The story could be summarized as follows. Twice former Prime Minister Paksas got 55 % of votes and became a President of Lithuania in 2003. On 31/03/2004 the Constitutional Court found him guilty of corruption, disclosure of State secret, and abusing his office for the benefit of a friend. He was impeached, but then stood for election, and it became obvious he would be re-elected. Therefore, on 25/05/2004 the Constitutional Court interpreted that “the Spirit of the Constitution” forbids him to stand for parliamentary and presidential election for life, and then the lifelong prohibition was extended even to the office of Prime Minister or Minister. On 06/01/2011 we partially won the case: the European Court of Human Rights found that the lifelong prohibition to stand for parliamentary elections was breaching the right to free elections. On 22/03/2012 the Lithuanian Parliament amended the Law on Parliamentary Elections, and allowed the impeached President to stand. However on 05/09/2012 the Constitutional Court declared that amendment unconstitutional, since the execution of the ECtHR judgment would alter the "value system of the Lithuanian Constitution" in a too extreme manner. In June 2011 we started an action against Lithuania before the UN Human Rights Committee, and it is currently pending.

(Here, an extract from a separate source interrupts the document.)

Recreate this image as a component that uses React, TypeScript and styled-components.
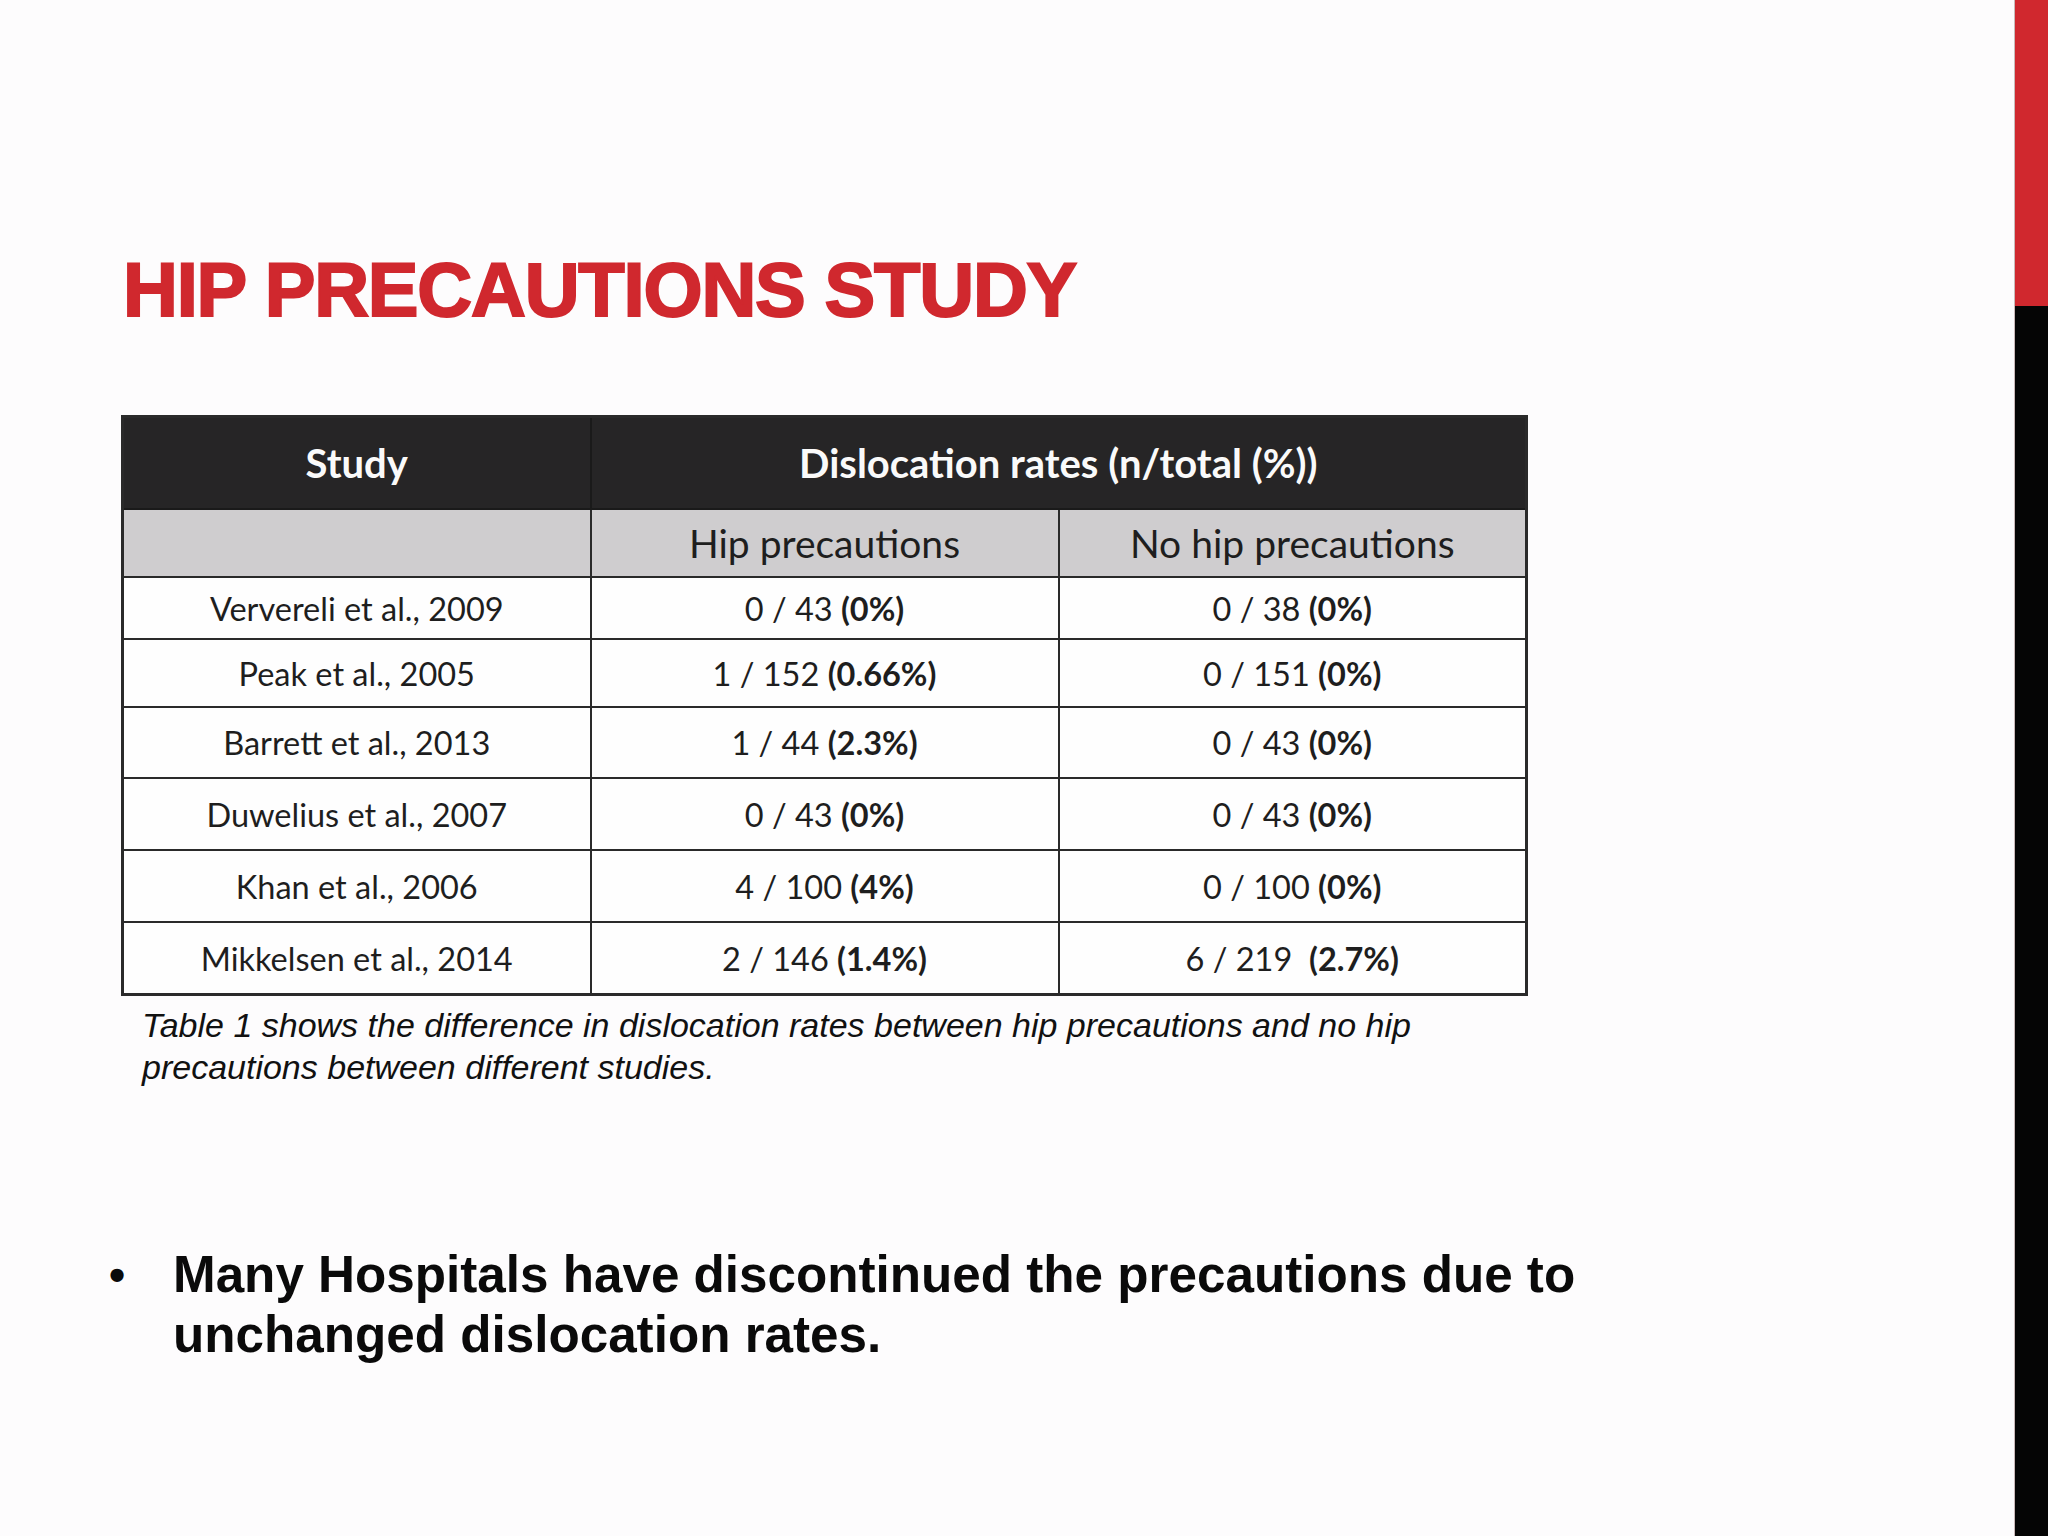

As with politicians, you may never be sure what the judges think when they get alone. Nonetheless, from time to time dissenting opinions make a contribution to the development of critical legal scholarship.

I really smiled when I saw that justice Egidijus Šileikis, PhD, and justice Gediminas Mesonis, PhD, attempt to calm down the majority of justices in their dissenting opinions (respectively § 2.7 and § 7.1). They try to convince the colleagues that executing the Strasbourg judgment will not deny the supremacy of the Lithuanian Constitutional Court. However the majority of justices are not that naïve.

Justice Šileikis pointed out that the Constitutional Court had amended its case law on application of the ECtHR judgments. Previously those judgments were considered as a binding source for Lithuania, but in the Paksas case the Constitutional Court decided to re-establish its independence. Justice Sileikis qualifies this decision as “case Although”, since the case law amendment was introduced with the word “although” (§ 3.9). Dr Šileikis also uses the concept of “magic words” from the heritage of legal realism in order to express his critical approach (§ 3.2).

Justice Šileikis describes the refusal of the Constitutional Court to apply the Strasbourg judgment as “excessive ambition vis-à-vis the European Court of Human Rights and excessive activism vis-à-vis the Lithuanian Parliament” (§ 2.1).

In general, I do not like the concept of “activism”, since it is difficult to define it in operational term. I remember the course of constitutional law that I had many years ago. Prof Egidijus Kuris, President of the Lithuanian Constitutional Court, explains that “activism” and “passivism” have certain positive and negative aspects. As far as the Lithuanian Constitutional Court is concerned, it stands “in between”. This is a bullshit that has no practical meaning.

Therefore, I prefer using the conception of “judicial shamanism”, since it embraces both, activism and passivism, and moves towards an empirical description of judicial practice in recognising that possibly all the spirits (principles, articles, rules, etc.) are alive, and possibly they really live in certain amulets (case law, Constitution, legal acts, etc.). However the variety of different techniques of entering into a contact with those spirits in order to see their interaction makes it impossible, in most cases, to establish an objective or in some way “reasonable” judicial practice.